### Collected data
§
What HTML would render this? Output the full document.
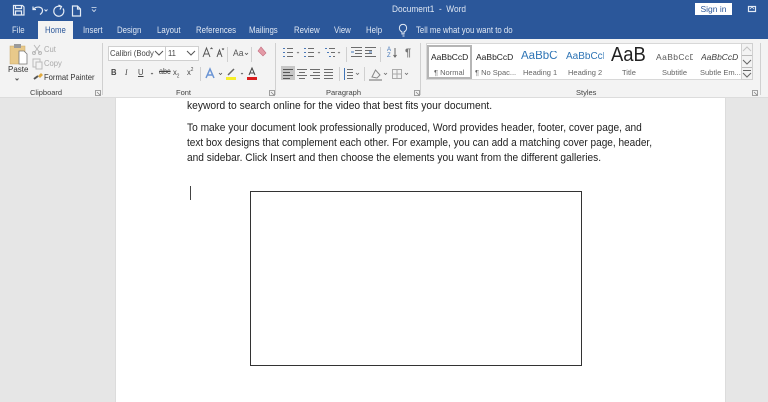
<!DOCTYPE html>
<html><head><meta charset="utf-8"><style>
html,body{margin:0;padding:0;width:768px;height:402px;overflow:hidden;background:#e6e6e6;font-family:"Liberation Sans",sans-serif}
.a{position:absolute;white-space:nowrap;line-height:1}
.tab{top:25.5px;font-size:9px;color:#dfe7f3;transform:scaleX(.87);transform-origin:0 0}
.r{color:#444;font-size:8.5px;transform:scaleX(.9);transform-origin:0 0}
.g{color:#444;font-size:7.5px;top:88.500px}
.d{color:#222;font-size:11.3px;left:187px;transform-origin:0 0}
.st{font-size:7.5px;color:#666;top:69px}
.s{font-size:8.5px;top:53px;color:#222}
.sep{position:absolute;width:1px;background:#d0d0d0}
svg{position:absolute;overflow:visible}
</style></head><body>
<div class="a" style="left:0;top:0;width:768px;height:39px;background:#2b579a"></div>
<div class="a" style="left:0;top:39px;width:768px;height:58px;background:#f3f3f3;border-bottom:1px solid #dcdcdc"></div>
<div class="a" style="left:115px;top:98px;width:611px;height:304px;box-sizing:border-box;background:#fff;border-left:1px solid #dcdcdc;border-right:1px solid #dcdcdc"></div>

<svg style="left:0;top:0" width="768" height="100" fill="none" stroke="#e4ebf5" stroke-width="1.2">
<path d="M13.500 5.500h9l1.500 1.500v8h-10.500zM15.500 5.500v3h6v-3M15.500 15v-4h6v4"/>
<path d="M33 6.500v3h3M33.500 9c3-3 9-2.500 9 1.500 0 2-1 3-2.500 4"/>
<path d="M44.500 9.500l1.500 1.500 1.500-1.500" stroke-width="1"/>
<path d="M60.500 6.500a5 5 0 1 0 2.500 2M58.500 5l3 1.500-1.500 3"/>
<path d="M72.500 6h5l3 3v7h-8zM77.500 6v3h3"/>
<path d="M91.500 7.500h5M92 9.500l2 2 2-2" stroke-width=".8"/>
<rect x="748.500" y="6.500" width="7" height="5"/><path d="M750 9l2-2 2 2" stroke-width=".8"/>
</svg>

<div class="a" style="left:392px;top:4.500px;font-size:9px;color:#dfe7f3;transform:scaleX(.92);transform-origin:0 0">Document1 &nbsp;-&nbsp; Word</div>
<div class="a" style="left:695px;top:3px;width:37px;height:12px;background:#fff;color:#2b579a;font-size:8.500px;text-align:center;line-height:12px">Sign in</div>

<div class="a" style="left:38px;top:21px;width:35px;height:19px;background:#f3f3f3"></div>
<div class="a tab" style="left:12px">File</div>
<div class="a tab" style="left:45px;color:#2b579a">Home</div>
<div class="a tab" style="left:83px">Insert</div>
<div class="a tab" style="left:117px">Design</div>
<div class="a tab" style="left:157px">Layout</div>
<div class="a tab" style="left:196px">References</div>
<div class="a tab" style="left:249px">Mailings</div>
<div class="a tab" style="left:294px">Review</div>
<div class="a tab" style="left:334px">View</div>
<div class="a tab" style="left:366px">Help</div>
<div class="a tab" style="left:416px">Tell me what you want to do</div>
<svg style="left:0;top:0" width="768" height="40" fill="none" stroke="#e4ebf5"><path d="M402 34v-2c-2-1-3-3-2.500-5 1-3.500 6-3.500 7 0 .5 2-.5 4-2.500 5v2zM402.500 36h2"/></svg>

<!-- clipboard -->
<svg style="left:0;top:40px" width="110" height="60" fill="none">
<rect x="10" y="6" width="15" height="18" fill="#e8c98a" stroke="#c9a767" stroke-width=".5"/>
<rect x="14" y="4" width="7" height="4" fill="#9a9a9a"/>
<path d="M19 11h5l3 3v10h-8z" fill="#fff" stroke="#777" stroke-width=".8"/>
<path d="M15.500 38.500l1.500 1.500 1.500-1.500" stroke="#555"/>
<path d="M34 5l6 8M40 5l-6 8" stroke="#b8b8b8"/><circle cx="34" cy="13" r="1.500" stroke="#b8b8b8"/><circle cx="40" cy="13" r="1.500" stroke="#b8b8b8"/>
<rect x="33" y="19" width="7" height="8" stroke="#bbb"/><rect x="36" y="22" width="6" height="7" fill="#f3f3f3" stroke="#bbb"/>
<path d="M34 39l4-3" stroke="#555" stroke-width="2"/><path d="M38 36l3-3 2 2-3 3z" fill="#e0a93f"/>
</svg>
<div class="a r" style="left:8px;top:66px;color:#333;transform:none;font-size:8px">Paste</div>
<div class="a r" style="left:44px;top:44.500px;color:#aaa">Cut</div>
<div class="a r" style="left:44px;top:59px;color:#aaa">Copy</div>
<div class="a r" style="left:44px;top:73px;color:#333">Format Painter</div>
<div class="a g" style="left:30px">Clipboard</div>
<div class="sep" style="left:102px;top:43px;height:52px"></div>

<!-- font -->
<div class="a" style="left:108px;top:46px;width:89px;height:13px;background:#fff;border:1px solid #d0d0d0;box-sizing:content-box"></div>
<div class="a" style="left:165px;top:46px;width:1px;height:14px;background:#ccc"></div>
<div class="a r" style="left:110px;top:49px;color:#444">Calibri (Body</div>
<div class="a r" style="left:168px;top:49px;color:#444">11</div>
<svg style="left:0;top:40px" width="300" height="60" fill="none" stroke="#555">
<path d="M155 11l4 4 4-4M187 11l4 4 4-4"/>
<path d="M203 17l3.500-9 3.500 9M204.500 14h4M210.500 9l1 -1 1 1"/><path d="M217 17l2.500-7 2.500 7M218 14h3M222 8.500l1 1 1-1"/>
<path d="M245 13l1.500 1.500 1.500-1.500M151 33l1 1 1-1M219 33l1.500 1.500 1.500-1.500M241 33l1 1 1-1" stroke-width=".8"/>
<path d="M261 7l5 6-3 3-5-5z" fill="#e39aa6" stroke="#c46c7f" stroke-width=".6"/>
<path d="M206 38l4-9 4 9M207.500 35h5" stroke="#6a94d4" stroke-width="1.500"/>
<rect x="226" y="37" width="10" height="3" fill="#f6ee2a" stroke="none"/>
<path d="M228 35l6-6" stroke="#666" stroke-width="1.500"/>
<rect x="247" y="37" width="10" height="3" fill="#d91c1c" stroke="none"/>
<path d="M249 35l3-7 3 7M250 33h4" stroke="#444"/>
</svg>
<div class="a r" style="left:111px;top:68px;font-weight:bold">B</div>
<div class="a r" style="left:125px;top:68px;font-style:italic;font-family:'Liberation Serif',serif">I</div>
<div class="a r" style="left:138px;top:68px;text-decoration:underline">U</div>
<div class="a r" style="left:159px;top:68px;font-size:8px;text-decoration:line-through">abc</div>
<div class="a r" style="left:173px;top:68px">x<sub style="font-size:5px">2</sub></div>
<div class="a r" style="left:187px;top:68px">x<sup style="font-size:5px">2</sup></div>
<div class="a r" style="left:233px;top:48.500px;font-size:9.500px;color:#555">Aa</div>
<div class="sep" style="left:227px;top:47px;height:15px"></div>
<div class="sep" style="left:251px;top:47px;height:15px"></div>
<div class="sep" style="left:200px;top:67px;height:14px"></div>
<div class="a g" style="left:176px">Font</div>
<div class="sep" style="left:275px;top:43px;height:52px"></div>

<!-- paragraph -->
<div class="a" style="left:281px;top:66px;width:14px;height:14px;background:#c6c6c6"></div>
<svg style="left:0;top:40px" width="440" height="60" fill="none" stroke="#6d6d6d">
<path d="M287 8.500h6M287 12.500h6M287 16.500h6M308 8.500h6M308 12.500h6M308 16.500h6M329 8.500h6M331 12.500h4M333 16.500h2"/>
<path d="M283 8.500h2M283 12.500h2M283 16.500h2" stroke="#4a78b8"/>
<path d="M304 8.500h2M304 12.500h2M304 16.500h2M325 8.500h2M327 12.500h2M329 16.500h2" stroke="#4a78b8"/>
<path d="M351 7.500h11M355 10.500h7M355 13.500h7M351 16.500h11M376 7.500h-11M372 10.500h-7M372 13.500h-7M376 16.500h-11"/>
<path d="M354 12h-3M369 12h3" stroke="#3f74b8"/>
<path d="M297 12l1 1 1-1M318 12l1 1 1-1M338 12l1 1 1-1" stroke-width=".8"/>
<path d="M283 29.500h10M283 32.500h7M283 35.500h10M283 38.500h7" stroke="#555"/>
<path d="M297 29.500h10M299 32.500h6M297 35.500h10M299 38.500h6M310 29.500h10M313 32.500h7M310 35.500h10M313 38.500h7M324 29.500h9M324 32.500h9M324 35.500h9M324 38.500h9"/>
<path d="M347 29.500h6M347 32.500h6M347 35.500h6M347 38.500h6"/>
<path d="M344.500 28v12" stroke="#3f74b8"/>
<path d="M356 33l1.500 1.500 1.500-1.500M384 33l1.500 1.500 1.500-1.500M405 33l1.500 1.500 1.500-1.500" stroke-width=".8"/>
<path d="M369 40h13" stroke="#999" stroke-width="1.500"/>
<path d="M372 37l3.500-7 4.500 5-3 3z" stroke="#888"/>
<rect x="392.500" y="29.500" width="9" height="9" stroke="#aaa"/><path d="M397 29.500v9M392.500 34h9" stroke="#aaa"/>
</svg>
<div class="a" style="left:387px;top:47px;font-size:6px;line-height:6px;color:#3f74b8;white-space:normal;width:6px">A<br>Z</div>
<svg style="left:0;top:40px" width="440" height="40" fill="none" stroke="#666"><path d="M395 8v9M393.500 15l1.500 2 1.500-2"/></svg>
<div class="a" style="left:405px;top:48px;font-size:11px;font-weight:bold;color:#777">¶</div>
<div class="sep" style="left:346px;top:47px;height:15px"></div>
<div class="sep" style="left:380px;top:47px;height:15px"></div>
<div class="sep" style="left:339px;top:67px;height:14px"></div>
<div class="sep" style="left:364px;top:67px;height:14px"></div>
<div class="a g" style="left:326px">Paragraph</div>
<div class="sep" style="left:420px;top:43px;height:52px"></div>

<!-- dialog launchers -->
<svg style="left:0;top:88px" width="768" height="10" fill="none" stroke="#888" stroke-width=".8"><path d="M95.500 2.500h5v5h-5zM97 4l3 3M269.500 2.500h5v5h-5zM271 4l3 3M414.500 2.500h5v5h-5zM416 4l3 3M752.500 2.500h5v5h-5zM754 4l3 3"/></svg>

<!-- styles -->
<div class="a" style="left:426px;top:43px;width:316px;height:37px;background:#fff;border:1px solid #d8d8d8;box-sizing:border-box"></div>
<div class="a" style="left:427px;top:45px;width:45px;height:34px;border:2px solid #b5b5b5;box-sizing:border-box;background:#fff"></div>
<div class="a s" style="left:431px;width:37px;overflow:hidden">AaBbCcDc</div>
<div class="a s" style="left:476px;width:37px;overflow:hidden">AaBbCcDc</div>
<div class="a" style="left:521px;top:51px;font-size:11.500px;color:#2e74b5;width:37px;overflow:hidden">AaBbCc</div>
<div class="a" style="left:566px;top:52px;font-size:10px;color:#2e74b5;width:38px;overflow:hidden">AaBbCcD</div>
<div class="a" style="left:611px;top:45px;font-size:20px;color:#222;transform:scaleX(.92);transform-origin:0 0">AaB</div>
<div class="a" style="left:656px;top:53px;font-size:8.500px;color:#595959;letter-spacing:.4px;width:37px;overflow:hidden">AaBbCcD</div>
<div class="a" style="left:701px;top:53px;font-size:8.500px;color:#404040;font-style:italic;width:37px;overflow:hidden">AaBbCcDd</div>
<div class="a st" style="left:434px">¶ Normal</div>
<div class="a st" style="left:475px">¶ No Spac...</div>
<div class="a st" style="left:523px">Heading 1</div>
<div class="a st" style="left:568px">Heading 2</div>
<div class="a st" style="left:622px">Title</div>
<div class="a st" style="left:662px">Subtitle</div>
<div class="a st" style="left:700px">Subtle Em...</div>
<svg style="left:0;top:40px" width="768" height="60" fill="none" stroke="#666">
<rect x="741.500" y="3.500" width="11" height="36" fill="#f3f3f3" stroke="#d0d0d0"/>
<path d="M742 15.500h10M742 27.500h10" stroke="#bbb"/>
<path d="M743 11l4-4 4 4" stroke="#c4c4c4"/><path d="M743 20l4 4 4-4M743 30.500h8M743 33l4 4 4-4"/>
</svg>
<div class="a g" style="left:576px">Styles</div>
<div class="sep" style="left:760px;top:43px;height:52px"></div>

<!-- doc -->
<div class="a d" style="top:101px;transform:scaleX(.91)">keyword to search online for the video that best fits your document.</div>
<div class="a d" style="top:123px;transform:scaleX(.9)">To make your document look professionally produced, Word provides header, footer, cover page, and</div>
<div class="a d" style="top:138px;transform:scaleX(.89)">text box designs that complement each other. For example, you can add a matching cover page, header,</div>
<div class="a d" style="top:153px;transform:scaleX(.9)">and sidebar. Click Insert and then choose the elements you want from the different galleries.</div>
<div class="a" style="left:190px;top:186px;width:1px;height:14px;background:#444"></div>
<div class="a" style="left:250px;top:191px;width:332px;height:175px;border:1px solid #333;box-sizing:border-box;background:#fff"></div>
</body></html>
§
### Exercise objective
Set the lines above down again, word for word, from the first through the one containing "solid #dcdcdc;border-right:1px solid"; pictures excluded.

### Correct result
What HTML would render this? Output the full document.
<!DOCTYPE html>
<html><head><meta charset="utf-8"><style>
html,body{margin:0;padding:0;width:768px;height:402px;overflow:hidden;background:#e6e6e6;font-family:"Liberation Sans",sans-serif}
.a{position:absolute;white-space:nowrap;line-height:1}
.tab{top:25.5px;font-size:9px;color:#dfe7f3;transform:scaleX(.87);transform-origin:0 0}
.r{color:#444;font-size:8.5px;transform:scaleX(.9);transform-origin:0 0}
.g{color:#444;font-size:7.5px;top:88.500px}
.d{color:#222;font-size:11.3px;left:187px;transform-origin:0 0}
.st{font-size:7.5px;color:#666;top:69px}
.s{font-size:8.5px;top:53px;color:#222}
.sep{position:absolute;width:1px;background:#d0d0d0}
svg{position:absolute;overflow:visible}
</style></head><body>
<div class="a" style="left:0;top:0;width:768px;height:39px;background:#2b579a"></div>
<div class="a" style="left:0;top:39px;width:768px;height:58px;background:#f3f3f3;border-bottom:1px solid #dcdcdc"></div>
<div class="a" style="left:115px;top:98px;width:611px;height:304px;box-sizing:border-box;background:#fff;border-left:1px solid #dcdcdc;border-right:1px solid #dcdcdc"></div>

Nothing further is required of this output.